The civil rights anthem “We Shall Overcome,” which has been quoted by the Rev. Martin Luther King Jr. and was made popular by folk singer Pete Seeger, has been declared a part of public domain.
Ludlow Music, the song's publisher, agreed in a New York federal court last week to back down on claims of copyright after losing a summary judgment in the case. The publisher said in a stipulation filed last Friday that it waived the right to appeal the judge's opinion and agreed the melody and lyrics are “dedicated to the public domain.”
The lawsuit was filed by the We Shall Overcome Foundation, a group that wanted to make a documentary about the song, and Butler Films, which produced the 2013 film “The Butler.”
The origins of the song are unclear, but precursors outlined in the lawsuit include hymns and African-American spirituals. In the 1940s, a song called “We Will Overcome” was used by striking tobacco workers in South Carolina. That song was then taught at the Highlander Folk School in Tennessee, an educational center that trained labor organizers as well as civil-rights leaders including King, Rosa Parks and John Lewis.

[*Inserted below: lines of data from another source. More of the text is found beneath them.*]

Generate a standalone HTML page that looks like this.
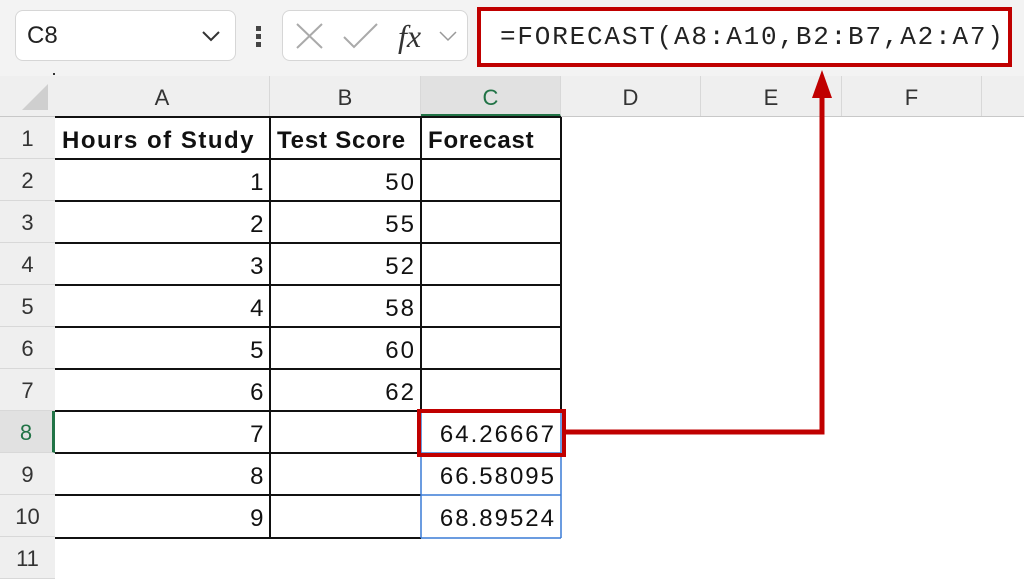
<!DOCTYPE html>
<html><head><style>
*{margin:0;padding:0;box-sizing:border-box}
body{width:1024px;height:571px;overflow:hidden;background:#fff;position:relative;font-family:"Liberation Sans",sans-serif}
.abs{position:absolute}
.top{left:0;top:0;width:1024px;height:76px;background:#f3f3f3}
.hdr{top:76px;height:41px;background:#efefef;border-bottom:1px solid #c8c8c8}
.col{position:absolute;top:76px;height:41px;font-size:22px;color:#333;text-align:center;line-height:44px;border-right:1px solid #d8d8d8;background:#efefef}
.rh{position:absolute;left:0;width:55px;height:42px;background:#efefef;border-bottom:1px solid #d8d8d8;font-size:22px;color:#333;text-align:center;line-height:44px}
.c{position:absolute;height:42px;font-size:24px;line-height:44px;padding:0 5px 0 7px;color:#111;letter-spacing:1.5px}
.n{letter-spacing:2px}
</style></head><body>
<div class="abs top"></div>
<div class="abs" style="left:15px;top:10px;width:221px;height:51px;background:#fff;border:1px solid #d6d6d6;border-radius:8px"></div>
<div class="abs" style="left:27px;top:22px;font-size:24px;color:#222">C8</div>
<svg class="abs" style="left:200px;top:28px" width="22" height="16"><path d="M3 4 L11 12 L19 4" stroke="#333" stroke-width="2" fill="none"/></svg>
<div class="abs" style="left:256px;top:26px;width:5px;height:5px;background:#444"></div>
<div class="abs" style="left:256px;top:34px;width:5px;height:5px;background:#444"></div>
<div class="abs" style="left:256px;top:42px;width:5px;height:5px;background:#444"></div>
<div class="abs" style="left:282px;top:10px;width:186px;height:51px;background:#fff;border:1px solid #d6d6d6;border-radius:8px"></div>
<svg class="abs" style="left:282px;top:10px" width="186" height="51"><path d="M15 14 L40 38 M40 14 L15 38" stroke="#aaa" stroke-width="2"/><path d="M62 27 L72 37 L95 14" stroke="#aaa" stroke-width="2" fill="none"/><text x="116" y="37" font-family="Liberation Serif" font-style="italic" font-size="32" fill="#333">fx</text><path d="M158 22 L166 30 L174 22" stroke="#999" stroke-width="1.5" fill="none"/></svg>
<div class="abs" style="left:477px;top:7px;width:535px;height:60px;background:#fff;border:4px solid #c00000"></div>
<div class="abs" style="left:500px;top:22px;font-family:'Liberation Mono',monospace;font-size:26px;color:#222;letter-spacing:1.8px">=FORECAST(A8:A10,B2:B7,A2:A7)</div>
<div class="abs" style="left:53px;top:73px;width:2px;height:2px;background:#333"></div>
<div class="abs hdr" style="left:0;width:1024px"></div>
<svg class="abs" style="left:18px;top:82px" width="32" height="30"><path d="M30 2 L30 28 L4 28 Z" fill="#cfcfcf"/></svg>
<div class="col" style="left:55px;width:215px">A</div>
<div class="col" style="left:270px;width:151px">B</div>
<div class="col" style="left:421px;width:140px;background:#e1e1e1;color:#217346;border-bottom:3px solid #217346">C</div>
<div class="col" style="left:561px;width:140px">D</div>
<div class="col" style="left:701px;width:141px">E</div>
<div class="col" style="left:842px;width:140px">F</div>
<div class="abs" style="left:0;top:116px;width:1024px;height:1px;background:#c8c8c8"></div>
<div class="abs" style="left:54px;top:117px;width:1px;height:454px;background:#c8c8c8"></div>
<div class="rh" style="top:117px">1</div><div class="rh" style="top:159px">2</div><div class="rh" style="top:201px">3</div><div class="rh" style="top:243px">4</div><div class="rh" style="top:285px">5</div><div class="rh" style="top:327px">6</div><div class="rh" style="top:369px">7</div>
<div class="rh" style="top:411px;background:#e1e1e1;color:#217346;border-right:3px solid #217346">8</div>
<div class="rh" style="top:453px">9</div><div class="rh" style="top:495px">10</div><div class="rh" style="top:537px">11</div>
<svg class="abs" style="left:0;top:0" width="1024" height="571">
<g stroke="#111" stroke-width="2">
<path d="M55 117 H561 M55 159 H561 M55 201 H561 M55 243 H561 M55 285 H561 M55 327 H561 M55 369 H561 M55 411 H421 M55 453 H421 M55 495 H421 M55 538 H421"/>
<path d="M270 117 V538 M421 117 V411 M561 117 V411"/>
</g>
<path d="M421 453 H561 M421 495 H561 M421 538 H561 M421 411 V538 M561 411 V538" stroke="#3a7bd5" stroke-width="1.5"/>
<rect x="419" y="411" width="145" height="44" fill="none" stroke="#c00000" stroke-width="4"/>
<path d="M566 432 H822 V96" stroke="#c00000" stroke-width="5" fill="none"/>
<path d="M812 98 L822 70 L832 98 Z" fill="#c00000"/>
</svg>
<div class="c" style="left:55px;top:119px;font-weight:bold">Hours of Study</div>
<div class="c" style="left:270px;top:119px;font-weight:bold;letter-spacing:0.8px">Test Score</div>
<div class="c" style="left:421px;top:119px;font-weight:bold;letter-spacing:0.8px">Forecast</div>
<div class="c" style="left:55px;width:215px;text-align:right;top:161px">1</div>
<div class="c" style="left:55px;width:215px;text-align:right;top:203px">2</div>
<div class="c" style="left:55px;width:215px;text-align:right;top:245px">3</div>
<div class="c" style="left:55px;width:215px;text-align:right;top:287px">4</div>
<div class="c" style="left:55px;width:215px;text-align:right;top:329px">5</div>
<div class="c" style="left:55px;width:215px;text-align:right;top:371px">6</div>
<div class="c" style="left:55px;width:215px;text-align:right;top:413px">7</div>
<div class="c" style="left:55px;width:215px;text-align:right;top:455px">8</div>
<div class="c" style="left:55px;width:215px;text-align:right;top:497px">9</div>
<div class="c n" style="left:270px;width:151px;text-align:right;top:161px">50</div>
<div class="c n" style="left:270px;width:151px;text-align:right;top:203px">55</div>
<div class="c n" style="left:270px;width:151px;text-align:right;top:245px">52</div>
<div class="c n" style="left:270px;width:151px;text-align:right;top:287px">58</div>
<div class="c n" style="left:270px;width:151px;text-align:right;top:329px">60</div>
<div class="c n" style="left:270px;width:151px;text-align:right;top:371px">62</div>
<div class="c n" style="left:421px;width:140px;text-align:right;top:413px">64.26667</div>
<div class="c n" style="left:421px;width:140px;text-align:right;top:455px">66.58095</div>
<div class="c n" style="left:421px;width:140px;text-align:right;top:497px">68.89524</div>
</body></html>
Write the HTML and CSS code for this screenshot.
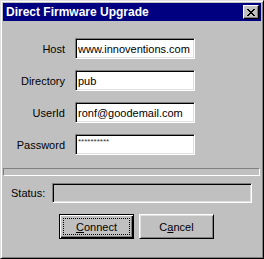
FILE: index.html
```html
<!DOCTYPE html>
<html>
<head>
    <meta charset="utf-8">
    <title>Direct Firmware Upgrade</title>
    <link rel="stylesheet" href="styles.css">
</head>
<body>
    <div class="window">
        <div class="title-bar">
            <span class="title-text">Direct Firmware Upgrade</span>
            <button class="close-btn" aria-label="Close">
                <svg width="8" height="7" viewBox="0 0 8 7">
                    <path d="M0 0h2v1h1v1h2v-1h1v-1h2v1h-1v1h-1v1h-1v1h1v1h1v1h1v1h-2v-1h-1v-1h-2v1h-1v1h-2v-1h1v-1h1v-1h1v-1h-1v-1h-1v-1h-1z" fill="#000"/>
                </svg>
            </button>
        </div>

        <div class="form">
            <label class="form-label">Host</label>
            <input class="field" type="text" value="www.innoventions.com">
            <label class="form-label">Directory</label>
            <input class="field" type="text" value="pub">
            <label class="form-label">UserId</label>
            <input class="field" type="text" value="ronf@goodemail.com">
            <label class="form-label">Password</label>
            <input class="field field-password" type="text" value="**********">
        </div>

        <div class="progress"></div>

        <div class="status-row">
            <span class="status-label">Status:</span>
            <div class="status-field"></div>
        </div>

        <div class="buttons">
            <button class="btn btn-default"><span class="btn-focus"><u>C</u>onnect</span></button>
            <button class="btn"><span class="btn-focus">C<u>a</u>ncel</span></button>
        </div>
    </div>
</body>
</html>
```

FILE: styles.css
```css
* {
    margin: 0;
    padding: 0;
    box-sizing: border-box;
}
body {
    font-family: "Liberation Sans", Arial, sans-serif;
    font-size: 11px;
    background-color: #c0c0c0;
    color: #000;
}
.window {
    width: 264px;
    height: 259px;
    padding: 2px;
    background-color: #c0c0c0;
    border: 1px solid;
    border-color: #dfdfdf #000 #000 #dfdfdf;
    box-shadow: inset 1px 1px #fff, inset -1px -1px #808080;
}
.title-bar {
    height: 18px;
    display: flex;
    align-items: center;
    justify-content: space-between;
    padding: 0 2px 0 2px;
    background-color: #000080;
}
.title-text {
    color: #fff;
    font-weight: bold;
    font-size: 12px;
    padding-left: 1px;
}
.close-btn {
    width: 16px;
    height: 14px;
    display: flex;
    align-items: center;
    justify-content: center;
    background-color: #c0c0c0;
    border: 1px solid;
    border-color: #fff #000 #000 #fff;
    box-shadow: inset -1px -1px #808080;
}
.form {
    display: grid;
    grid-template-columns: 62px 120px;
    column-gap: 10px;
    row-gap: 11px;
    align-items: center;
    padding-top: 17px;
}
.form-label {
    text-align: right;
}
.field {
    height: 21px;
    width: 120px;
    padding: 0 2px;
    font-family: "Liberation Sans", Arial, sans-serif;
    font-size: 11px;
    color: #000;
    background-color: #fff;
    border: 1px solid;
    border-color: #808080 #fff #fff #808080;
    box-shadow: inset 1px 1px #000, inset -1px -1px #dfdfdf;
    outline: none;
}
.field-password {
    font-size: 8px;
    color: #333;
    padding-bottom: 6px;
}
.progress {
    height: 8px;
    width: 257px;
    margin-top: 13px;
    border: 1px solid;
    border-color: #808080 #fff #fff #808080;
}
.status-row {
    display: flex;
    align-items: center;
    margin-top: 7px;
    padding-left: 8px;
}
.status-label {
    width: 41px;
}
.status-field {
    width: 200px;
    height: 20px;
    border: 1px solid;
    border-color: #808080 #fff #fff #808080;
    box-shadow: inset 1px 1px #000, inset -1px -1px #dfdfdf;
}
.buttons {
    display: flex;
    justify-content: center;
    gap: 5px;
    margin-top: 11px;
    padding-left: 9px;
}
.btn {
    width: 75px;
    height: 25px;
    padding: 3px;
    font-family: "Liberation Sans", Arial, sans-serif;
    font-size: 11px;
    color: #000;
    background-color: #c0c0c0;
    border: 1px solid;
    border-color: #fff #000 #000 #fff;
    box-shadow: inset 1px 1px #dfdfdf, inset -1px -1px #808080;
}
.btn-default {
    border: 1px solid #000;
    box-shadow: inset 1px 1px #fff, inset -1px -1px #000, inset -2px -2px #808080;
}
.btn-focus {
    display: flex;
    align-items: center;
    justify-content: center;
    height: 100%;
    border: 1px dotted transparent;
}
.btn-default .btn-focus {
    border-color: #000;
}
.btn u {
    text-underline-offset: 1px;
}
```
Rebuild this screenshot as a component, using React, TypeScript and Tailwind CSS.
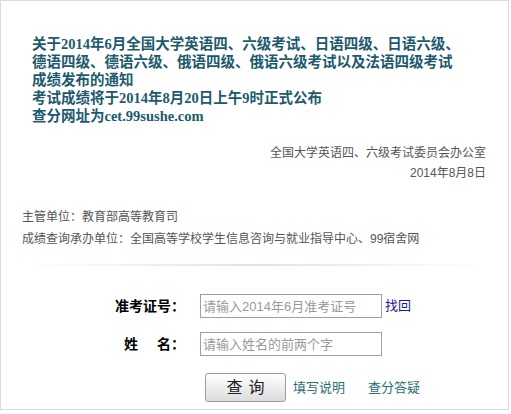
export default function App() {
  const body = { fontFamily: '"Liberation Sans", "Noto Sans CJK SC", sans-serif' };
  const serif = { fontFamily: '"Liberation Serif", "Noto Sans CJK SC", serif' };

  return (
    <div className="w-[509px] h-[410px] border border-[#dcdcdc] bg-white" style={body}>
      {/* 通知标题 */}
      <div className="pt-[34px] pl-[31px] text-[14.5px] leading-[18px] font-bold text-[#1d5a6e] whitespace-nowrap" style={serif}>
        <p>关于2014年6月全国大学英语四、六级考试、日语四级、日语六级、</p>
        <p>德语四级、德语六级、俄语四级、俄语六级考试以及法语四级考试</p>
        <p>成绩发布的通知</p>
        <p>考试成绩将于2014年8月20日上午9时正式公布</p>
        <p>查分网址为cet.99sushe.com</p>
      </div>

      {/* 落款 */}
      <div className="mt-[18px] pr-[22px] text-right text-[12px] leading-[20px] text-[#555]">
        <p>全国大学英语四、六级考试委员会办公室</p>
        <p>2014年8月8日</p>
      </div>

      <div className="mt-[23px] pl-[21px] text-[12px] leading-[22px] text-[#555]">
        <p>主管单位：教育部高等教育司</p>
        <p>成绩查询承办单位：全国高等学校学生信息咨询与就业指导中心、99宿舍网</p>
      </div>

      <div className="mt-[14px] mx-[24px] h-[2px] bg-gradient-to-r from-transparent via-[#e2e2e2] to-transparent" />

      {/* 查询表单 */}
      <div className="mt-[28px] flex flex-col">
        <div className="flex items-center">
          <div className="w-[184px] text-right text-[14px] font-bold text-black">准考证号：</div>
          <input
            className="ml-[15px] w-[182px] h-[24px] border border-[#a0a0a0] px-[2px] text-[13px] placeholder:text-[#9a9a9a] outline-none"
            placeholder="请输入2014年6月准考证号"
          />
          <a className="ml-[3px] text-[13px] text-[#1a1a8c]">找回</a>
        </div>
        <div className="mt-[14px] flex items-center">
          <div className="w-[184px] flex justify-end text-[14px] font-bold text-black">
            <span>姓</span>
            <span className="w-[19px]" />
            <span>名：</span>
          </div>
          <input
            className="ml-[15px] w-[182px] h-[24px] border border-[#a0a0a0] px-[2px] text-[13px] placeholder:text-[#9a9a9a] outline-none"
            placeholder="请输入姓名的前两个字"
          />
        </div>
        <div className="mt-[17px] pl-[204px] flex items-center">
          <button className="w-[81px] h-[29px] rounded-[3px] border border-[#9c9c9c] bg-gradient-to-b from-white to-[#dcdcdc] text-[16px] tracking-[6px] pl-[6px] text-[#222] shadow-[inset_0_1px_0_#fff]">
            查询
          </button>
          <a className="ml-[7px] text-[13px] text-[#2b6e70]">填写说明</a>
          <a className="ml-[23px] text-[13px] text-[#2b6e70]">查分答疑</a>
        </div>
      </div>
    </div>
  );
}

Ludlow filed for copyright of a version of the song in 1960 and again in 1963 to add Seeger's name as a co-writer, although he later asked to be removed from the copyright. Proceeds from the writers' royalties are provided to the Highlander Research and Education Center in Tennessee for a scholarship for art, cultural and activism projects in African-American communities.
In September, a federal judge ruled that the melody and lyrics of the copyrighted version are not sufficiently original to qualify as a derivative work entitled to copyright.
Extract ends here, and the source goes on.